Morderse las uñas es un hábito por demás frecuente en todas las edades. La medicina lo denomina “onicofagia” (del griego onyx, “uña”; y phagein, “comer”), aunque raramente se las comen, más bien las muerden.

La Asociación Norteamericana de Psiquiatría considera, quizás desde una posición demasiado estricta, que los adultos con onicofagia sufren de un TOC (trastorno obsesivo compulsivo). En niños, en cambio, ninguna entidad la considera una enfermedad, sino una respuesta conductual a diversas emociones que van desde la tristeza, la frustración y el temor hasta la timidez, el cansancio y hasta el puro aburrimiento.

El inicio de la onicofagia suele ocurrir después de los 3 años –demostrando que hasta esa edad existen otras maneras de descargar la energía desbordante–, y según cada quien, se atenúa con el tiempo. 

Cuando persiste, lo hace como un tic, es decir un movimiento involuntario e inocuo que resulta de la mera repetición. Como todos los tics, la mordida cede si el entorno le quita dramatismo, y se refuerza cuando se insiste en reprimirlos.

Es común descubrir que uno de los progenitores tiene el mismo hábito; no porque la onicofagia sea hereditaria, sino porque “en familia” se coincide en los recursos para reaccionar frente a turbaciones cotidianas.

Los mayores suelen enojarse y reprender la conducta mordedora de sus chicos y chicas; tienen algo de fundamento, ya que las mordidas pueden provocar heridas, infecciones, sangrados y hasta deformidad de los dedos. 

En la boca aumenta el riesgo de caries e irritación de encías, y los odontólogos opinan que en algunos se desnaturaliza la calidad del esmalte o sufren de mala oclusión. 

Los chicos y las chicas más flexibles llegan a morderse las uñas de los pies. En ellos el riesgo de enfermedades aumenta por la microbiota más agresiva de esas regiones (bacterias y parásitos).

Hasta aquí, todo indica que el hábito debería ser combatido. 

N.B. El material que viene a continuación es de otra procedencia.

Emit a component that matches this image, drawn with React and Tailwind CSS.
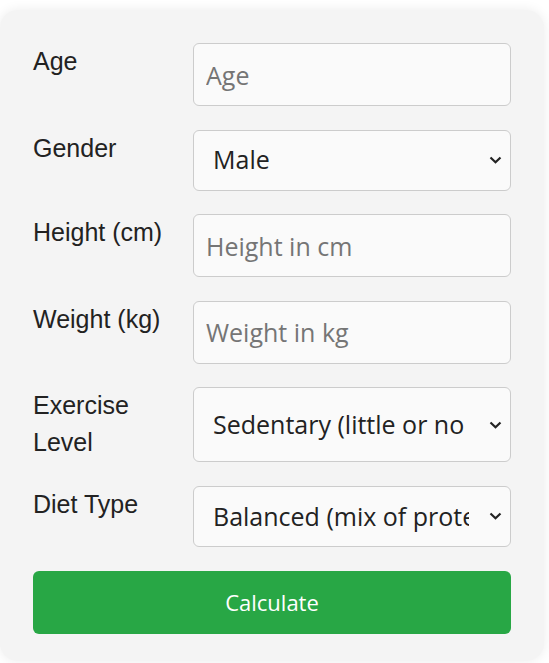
import React from 'react';

const sans = { fontFamily: '"Liberation Sans", Arial, sans-serif' };
const field = "w-full rounded-[6px] border border-[#cccccc] bg-[#fafafa] px-3 text-[25px] text-[#222] outline-none placeholder:text-[#757575] font-['Open_Sans',sans-serif]";

const Chevron = () => (
    <svg className="pointer-events-none absolute right-[9px] top-1/2 -translate-y-1/2" width="13" height="8" viewBox="0 0 13 8" fill="none" aria-hidden>
        <path d="M1.5 1.5 L6.5 6.2 L11.5 1.5" stroke="#222" strokeWidth="2.2" />
    </svg>
);

const Row = ({ label, children }) => (
    <div className="flex items-start">
        <label className="w-[160px] shrink-0 pr-2 text-[25px] leading-[37px] text-[#222] font-['Liberation_Sans',Arial,sans-serif]">
            {label}
        </label>
        <div className="flex-1">{children}</div>
    </div>
);

const Select = ({ value, options, h = 'h-[61px]' }) => (
    <div className="relative">
        <select
            defaultValue={value}
            className={`${field} ${h} appearance-none pl-[19px] pr-[41px]`}
        >
            {options.map((o) => <option key={o}>{o}</option>)}
        </select>
        <Chevron />
    </div>
);

export default function App() {
    return (
        <div className="min-h-screen bg-white pt-[10px]" style={sans}>
            <div className="flex h-[651px] w-[544px] flex-col gap-[23.6px] rounded-[18px] bg-[#f4f4f4] px-[33px] pt-[33px] shadow-[0_0_12px_rgba(0,0,0,0.08)]">
                <Row label="Age">
                    <input className={`${field} h-[63px]`} placeholder="Age" />
                </Row>
                <Row label="Gender">
                    <Select value="Male" options={['Male', 'Female']} />
                </Row>
                <Row label="Height (cm)">
                    <input className={`${field} h-[63px]`} placeholder="Height in cm" />
                </Row>
                <Row label="Weight (kg)">
                    <input className={`${field} h-[63px]`} placeholder="Weight in kg" />
                </Row>
                <Row label="Exercise Level">
                    <Select
                        h="h-[75px]"
                        value="Sedentary (little or no exercise)"
                        options={['Sedentary (little or no exercise)', 'Lightly active', 'Moderately active', 'Very active']}
                    />
                </Row>
                <Row label="Diet Type">
                    <Select
                        value="Balanced (mix of protein, carbs, fats)"
                        options={['Balanced (mix of protein, carbs, fats)', 'High protein', 'Low carb']}
                    />
                </Row>
                <button
                    type="button"
                    className="h-[63px] w-full rounded-[6px] bg-[#28a745] text-[22px] text-white font-['Open_Sans',sans-serif]"
                >
                    Calculate
                </button>
            </div>
        </div>
    );
}
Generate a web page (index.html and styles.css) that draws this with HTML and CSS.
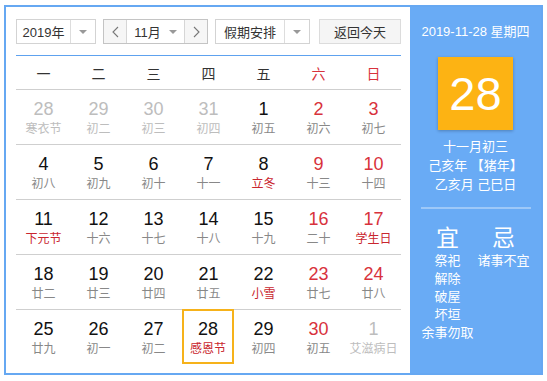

Sin embargo, vale recordar que, como en todas las situaciones con origen emocional, es común que al reprimir el síntoma se facilite la aparición de otro, quizás más dañino para la salud.

“Como todos los tics, la mordida cede si el entorno le quita dramatismo”.

La experiencia demuestra que es absolutamente normal –hasta deseable– que los chicos descarguen sus emociones mediante hábitos inocentes, ya que todos atraviesan períodos de tristeza, angustia, ansiedad o simple inquietud.

La mordida de uñas aparece como una opción tolerable al momento de descargar tensiones si se la compara con el arrancamiento repetido de cabellos, de cejas o de pestañas. O con pellizcarse de modo obsesivo la piel del ombligo, los lóbulos de las orejas o los genitales, zonas de extrema fragilidad dérmica.

Una situación extrema es la compulsión por remover trozos de piel, causando heridas profundas que luego podrían mostrar cicatrices permanentes.

Ante este panorama, quienes estén a cargo de niños y niñas deberían estar advertidos sobre la existencia de otros hábitos con peores consecuencias que, además, son menos vulnerables a ser modificados.

Resulta ilusorio pensar en chicos sin sacudidas emocionales que conduzcan, al menos, a morderse las uñas. Sería ignorar el beneficio que aportan las frustraciones, los obstáculos (y eventuales desamores) en el crecimiento normal.